Posted: Fri Sep 11, 2015 9:56 pm
by fluffyhamster
(derivation usually involves a change in grammatical class not in meaning)
Eh? You were postulating that without a change in class (even given the clear addition of affixes) derivation could not be involved, and said nothing (at least not explicitly) about changes in meaning (or the supposed lack thereof). But fine, no matter, I'd say that changes are always there, even in inflection (at least in terms ultimately of the necessary context), though not all morphology textbooks will go to the "pain" of repeatedly pointing this stuff out. As for derivation, the fact that un-s or dis-es or re-s or il-s or -ities or different classes come into play obviously makes at least the phrasings quite different (for example, compare 'legal war' with 'the legality of war', as in possibly 'Was the war legal?' versus 'The legality of the war can be questioned', and so on (the more basic wording seems more direct here)).

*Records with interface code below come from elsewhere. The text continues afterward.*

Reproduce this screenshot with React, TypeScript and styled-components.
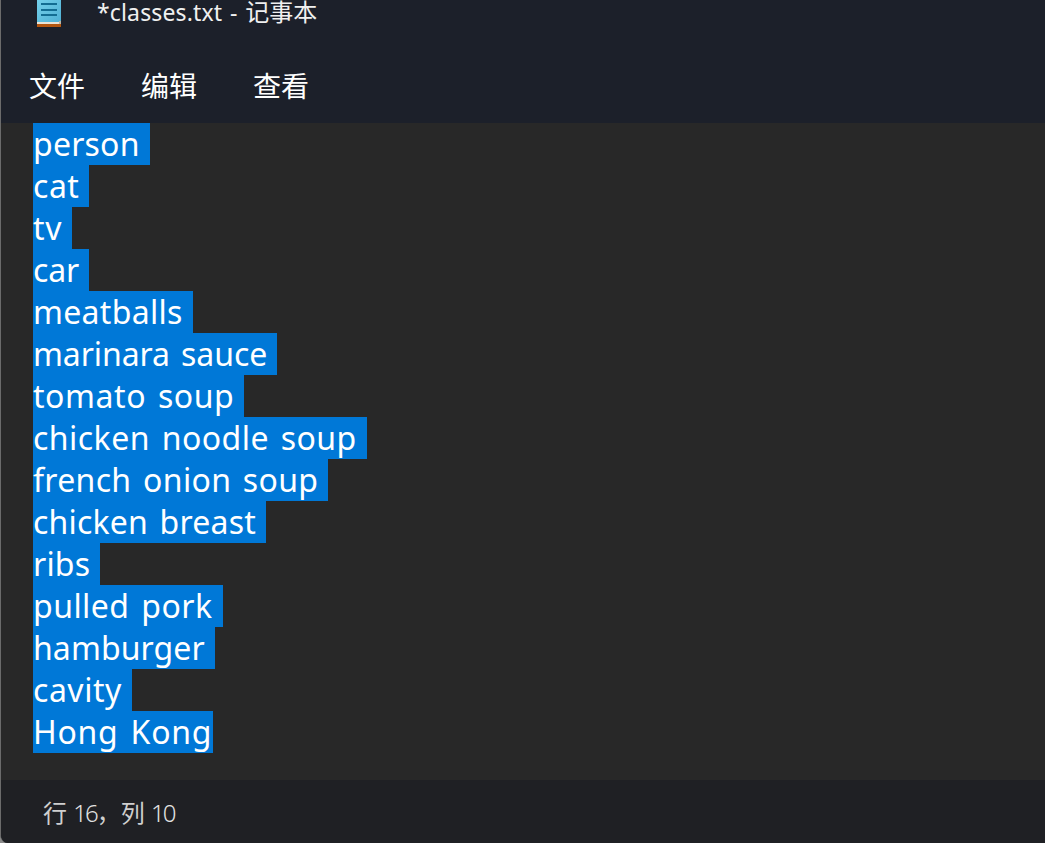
import styled, { createGlobalStyle } from "styled-components";

// tracking nudges each line so the selection ends where it does in Segoe UI
const LINES: [string, number][] = [
  ["person", 0.2],
  ["cat", 0.53],
  ["tv", 0.7],
  ["car", -0.13],
  ["meatballs", 0.31],
  ["marinara sauce", -0.09],
  ["tomato soup", 0.56],
  ["chicken noodle soup", 0.46],
  ["french onion soup", 0.32],
  ["chicken breast", 0.2],
  ["ribs", 0.2],
  ["pulled pork", 0.47],
  ["hamburger", 0.09],
  ["cavity", 0.53],
  ["Hong Kong", 0.75],
];

const MENUS = ["文件", "编辑", "查看"];

function NotepadIcon(): JSX.Element {
  return (
    <svg width="24" height="27" viewBox="0 0 24 27">
      <defs>
        <linearGradient id="page" x1="0" y1="0" x2="1" y2="1">
          <stop offset="0" stopColor="#74d0ea" />
          <stop offset="1" stopColor="#4fb0d4" />
        </linearGradient>
      </defs>
      <rect x="0" y="0" width="24" height="22" fill="url(#page)" />
      <rect x="0" y="22" width="24" height="2" fill="#e9e3d6" />
      <rect x="22" y="21" width="2" height="3" fill="#b9b3a6" />
      <rect x="0" y="24" width="24" height="3" fill="#b4560f" />
      <rect x="4" y="3" width="16" height="2" fill="#136d92" />
      <rect x="4" y="9" width="16" height="2" fill="#136d92" />
      <rect x="4" y="14" width="16" height="2" fill="#136d92" />
    </svg>
  );
}

export default function App(): JSX.Element {
  return (
    <>
      <GlobalStyle />
      <Window>
        <TitleBar>
          <IconSlot>
            <NotepadIcon />
          </IconSlot>
          <Title>
            *classes.txt - <TitleApp>记事本</TitleApp>
          </Title>
        </TitleBar>

        <MenuBar>
          {MENUS.map((menu) => (
            <MenuItem key={menu}>{menu}</MenuItem>
          ))}
        </MenuBar>

        <Editor>
          {LINES.map(([line, tracking], index) => (
            <Line key={line} $tracking={tracking} $last={index === LINES.length - 1}>
              {line}
            </Line>
          ))}
        </Editor>

        <StatusBar>
          <Position>
            行 <Digits>16</Digits>，列 <Digits>10</Digits>
          </Position>
        </StatusBar>
      </Window>
    </>
  );
}

const GlobalStyle = createGlobalStyle`
  html, body {
    margin: 0;
    height: 100%;
    background: #8a8a8a;
  }

  #root {
    height: 100%;
  }
`;

const Window = styled.div`
  box-sizing: border-box;
  display: flex;
  flex-direction: column;
  width: 1045px;
  height: 843px;
  overflow: hidden;
  border-left: 1px solid #6b6b6b;
  border-bottom-left-radius: 8px;
  background: #1e2028;
  font-family: "Noto Sans", "Noto Sans CJK SC", sans-serif;
  color: #fff;
`;

const TitleBar = styled.div`
  display: flex;
  flex-shrink: 0;
  height: 42px;
  background: #1c202a;
`;

const IconSlot = styled.div`
  width: 24px;
  height: 27px;
  margin-left: 36px;
`;

const Title = styled.div`
  margin: -5px 0 0 36px;
  font-size: 23px;
  line-height: 34px;
  letter-spacing: 0.15px;
  word-spacing: 1.5px;
  white-space: nowrap;
  color: #f0f0f0;
`;

const TitleApp = styled.span`
  font-size: 24px;
  letter-spacing: 0;
`;

const MenuBar = styled.div`
  display: flex;
  flex-shrink: 0;
  gap: 56px;
  height: 81px;
  padding: 24px 0 0 28px;
  box-sizing: border-box;
  background: #1c202a;
`;

const MenuItem = styled.div`
  font-size: 28px;
  line-height: 40px;
  color: #fff;
`;

const Editor = styled.div`
  flex: 1;
  display: flex;
  flex-direction: column;
  align-items: flex-start;
  padding-left: 32px;
  background: #282828;
`;

const Line = styled.div<{ $tracking: number; $last: boolean }>`
  height: 42px;
  padding-right: ${({ $last }) => ($last ? "1px" : "10px")};
  background: #0078d7;
  font-size: 32px;
  line-height: 42px;
  letter-spacing: ${({ $tracking }) => $tracking}px;
  word-spacing: 3px;
  white-space: nowrap;
`;

const StatusBar = styled.div`
  display: flex;
  align-items: center;
  flex-shrink: 0;
  height: 63px;
  padding-left: 42px;
  background: #1f2024;
`;

const Position = styled.div`
  font-size: 24px;
  color: #cfcfcf;
`;

const Digits = styled.span`
  font-size: 24px;
  font-weight: 300;
  letter-spacing: -2px;
  color: #e2e2e2;
`;
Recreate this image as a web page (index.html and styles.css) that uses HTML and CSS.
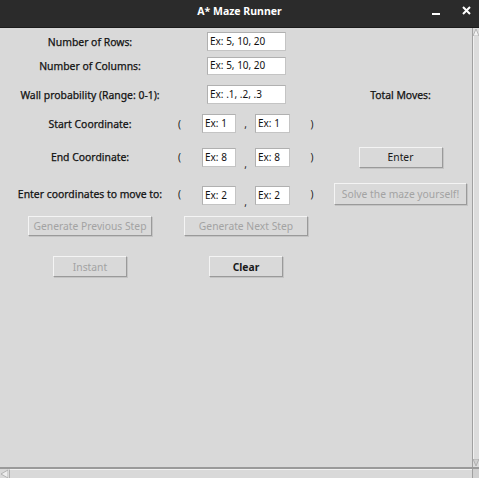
FILE: index.html
```html
<!DOCTYPE html>
<html>
<head>
<meta charset="utf-8">
<title>A* Maze Runner</title>
<link rel="stylesheet" href="styles.css">
</head>
<body>
<div class="window">
  <div class="titlebar">
    <span class="title">A* Maze Runner</span>
    <span class="winbtns">
      <span class="minimize"></span>
      <svg class="close" width="9" height="9" viewBox="0 0 9 9"><path d="M1 1 L8 8 M8 1 L1 8" stroke="#ffffff" stroke-width="2"/></svg>
    </span>
  </div>
  <div class="body">
    <div class="main">
      <div class="content">
        <div class="row r1">
          <div class="label">Number of Rows:</div>
          <div class="wide"><div class="entry big">Ex: 5, 10, 20</div></div>
        </div>
        <div class="row r2">
          <div class="label">Number of Columns:</div>
          <div class="wide"><div class="entry big">Ex: 5, 10, 20</div></div>
        </div>
        <div class="row r3">
          <div class="label">Wall probability (Range: 0-1):</div>
          <div class="wide"><div class="entry big">Ex: .1, .2, .3</div></div>
          <div class="label right">Total Moves:</div>
        </div>
        <div class="row r4">
          <div class="label">Start Coordinate:</div>
          <div class="paren">(</div>
          <div class="entry small">Ex: 1</div>
          <div class="comma">,</div>
          <div class="entry small">Ex: 1</div>
          <div class="paren close-p">)</div>
        </div>
        <div class="row r5">
          <div class="label">End Coordinate:</div>
          <div class="paren">(</div>
          <div class="entry small">Ex: 8</div>
          <div class="comma drop">,</div>
          <div class="entry small">Ex: 8</div>
          <div class="paren close-p">)</div>
          <div class="rightcell"><button class="btn enter">Enter</button></div>
        </div>
        <div class="row r6">
          <div class="label">Enter coordinates to move to:</div>
          <div class="paren">(</div>
          <div class="entry small">Ex: 2</div>
          <div class="comma drop">,</div>
          <div class="entry small">Ex: 2</div>
          <div class="paren close-p">)</div>
          <div class="rightcell"><button class="btn solve disabled">Solve the maze yourself!</button></div>
        </div>
        <div class="row r7">
          <div class="leftcell"><button class="btn gen disabled">Generate Previous Step</button></div>
          <div class="midcell"><button class="btn gen disabled">Generate Next Step</button></div>
        </div>
        <div class="row r8">
          <div class="leftcell"><button class="btn act disabled">Instant</button></div>
          <div class="midcell"><button class="btn act bold">Clear</button></div>
        </div>
      </div>
      <div class="vscroll">
        <svg class="arrow-up" width="6" height="8" viewBox="0 0 6 8"><path d="M0 8 L3 1 L6 8 Z" fill="#f2f2f2" stroke="#a8a8a8" stroke-width="0.8"/></svg>
        <div class="vtrack"></div>
        <svg class="arrow-down" width="6" height="8" viewBox="0 0 6 8"><path d="M0 0 L3 7 L6 0 Z" fill="#cfcfcf" stroke="#a8a8a8" stroke-width="0.8"/></svg>
      </div>
    </div>
    <div class="hscroll">
      <svg class="arrow-left" width="8" height="9" viewBox="0 0 8 9"><path d="M8 1 L1 5 L8 9 Z" fill="#eeeeee" stroke="#a8a8a8" stroke-width="0.8"/></svg>
      <div class="htrack"></div>
      <div class="corner"></div>
    </div>
  </div>
</div>
</body>
</html>
```

FILE: styles.css
```css
html, body {
  margin: 0;
  padding: 0;
  background: #d9d9d9;
}

body {
  font-family: "Noto Sans", "DejaVu Sans", sans-serif;
  font-size: 10px;
  color: #1a1a1a;
}

.window {
  width: 479px;
  height: 478px;
  display: flex;
  flex-direction: column;
  overflow: hidden;
}

.titlebar {
  height: 27px;
  flex: none;
  background: #2b2b2b;
  border-bottom: 1px solid #1c1c1c;
  display: flex;
  align-items: center;
  justify-content: center;
  position: relative;
  color: #ffffff;
}

.title {
  font-weight: bold;
  font-size: 10.5px;
  margin-top: -6px;
}

.winbtns {
  position: absolute;
  right: 8px;
  top: 6px;
  display: flex;
  align-items: center;
  gap: 22px;
}

.minimize {
  width: 8px;
  height: 2px;
  background: #ffffff;
  margin-top: 7px;
}

.close {
  display: block;
}

.body {
  flex: 1;
  display: flex;
  flex-direction: column;
}

.main {
  flex: 1;
  display: flex;
}

.content {
  flex: 1;
  padding-top: 4px;
  display: flex;
  flex-direction: column;
}

.row {
  display: grid;
  grid-template-columns: 176px 26px 34px 19px 35px 44px 133px;
  align-items: center;
}

.r1 { height: 19px; }
.r2 { height: 18px; margin-top: 6px; }
.r3 { height: 19px; margin-top: 10px; }
.r4 { height: 19px; margin-top: 10px; }
.r5 { height: 20px; margin-top: 11px; }
.r6 { height: 22px; margin-top: 15px; }
.r7 { height: 20px; margin-top: 15px; }
.r8 { height: 21px; margin-top: 20px; }

.label {
  text-align: center;
  padding-left: 4px;
  white-space: nowrap;
  line-height: 12px;
  font-size: 10.4px;
  color: #111111;
  -webkit-text-stroke: 0.25px #111111;
}

.label.right {
  grid-column: 7;
  padding-left: 0;
}

.wide {
  grid-column: 2 / 7;
  padding-left: 31px;
}

.entry {
  background: #ffffff;
  border: 1px solid #c4c4c4;
  border-top-color: #b0b0b0;
  border-left-color: #b0b0b0;
  box-sizing: border-box;
  height: 19px;
  line-height: 16px;
  padding-left: 2px;
  white-space: nowrap;
  overflow: hidden;
  color: #111111;
}

.entry.big {
  width: 79px;
}

.r2 .entry.big {
  height: 18px;
  line-height: 15px;
}

.entry.small {
  width: 100%;
}

.r6 .entry.small {
  margin-top: 3px;
}

.paren {
  padding-left: 2px;
  line-height: 12px;
}

.close-p {
  text-align: center;
  padding-left: 0;
}

.comma {
  text-align: center;
  line-height: 12px;
  font-size: 10px;
}

.comma.drop {
  align-self: start;
  padding-top: 14px;
}

.r6 .comma.drop {
  padding-top: 17px;
}

.rightcell {
  grid-column: 7;
  display: flex;
  justify-content: center;
}

.leftcell {
  grid-column: 1;
  display: flex;
  justify-content: center;
  padding-left: 4px;
}

.midcell {
  grid-column: 3 / 6;
  display: flex;
  justify-content: center;
}

.btn {
  font-family: "Noto Sans", "DejaVu Sans", sans-serif;
  font-size: 10.3px;
  color: #1a1a1a;
  background: #d9d9d9;
  border: 1px solid;
  border-color: #f4f4f4 #9a9a9a #9a9a9a #f4f4f4;
  box-shadow: 1px 1px 0 #c4c4c4;
  padding: 0;
  margin: 0;
  box-sizing: border-box;
  white-space: nowrap;
  flex: none;
}

.btn.disabled {
  color: #a3a3a3;
}

.btn.bold {
  font-weight: bold;
}

.enter {
  width: 84px;
  height: 21px;
}

.solve {
  width: 133px;
  height: 22px;
}

.gen {
  width: 124px;
  height: 20px;
}

.act {
  width: 74px;
  height: 21px;
}

.vscroll {
  width: 6px;
  flex: none;
  border-left: 1px solid #a0a0a0;
  background: #dcdcdc;
  display: flex;
  flex-direction: column;
  align-items: center;
}

.arrow-up, .arrow-down {
  display: block;
  flex: none;
}

.vtrack {
  flex: 1;
  width: 100%;
  border-left: 1px solid #f0f0f0;
  box-sizing: border-box;
}

.hscroll {
  height: 9px;
  flex: none;
  border-top: 2px solid #9a9a9a;
  display: flex;
  background: #d9d9d9;
}

.arrow-left {
  display: block;
  flex: none;
}

.htrack {
  flex: 1;
  border-top: 1px solid #f0f0f0;
  border-left: 1px solid #b0b0b0;
  margin-left: 1px;
}

.corner {
  width: 6px;
  border-left: 1px solid #a0a0a0;
  background: #d0d0d0;
}
```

If that (what I've quoted above, especially the 'not in meaning' part) is what your textbook actually said or is causing you to believe then I suggest you either get a new textbook or stop reading stuff like it LOL. Or, I would look to actual words (in context) and stop lumbering yourself (and possibly others) with the theory too much. It is easy to get confused or start overthinking things, especially as many textbooks can be quite dry and ultimately not that good! (Assuming of course the fault lies with the authors ROFL!).

Derivation=word building. Inflection=not so much, just grammary-syntactic tinkering around their rear edges LOL.

Posted: Mon Sep 14, 2015 11:11 am
by kapvijay
Hello fluffyhamster, Thank you very much. I understand that I have to postulate the theory after referring many good and standard books only. Thank you very much for your efforts taken for me. Thank you so much.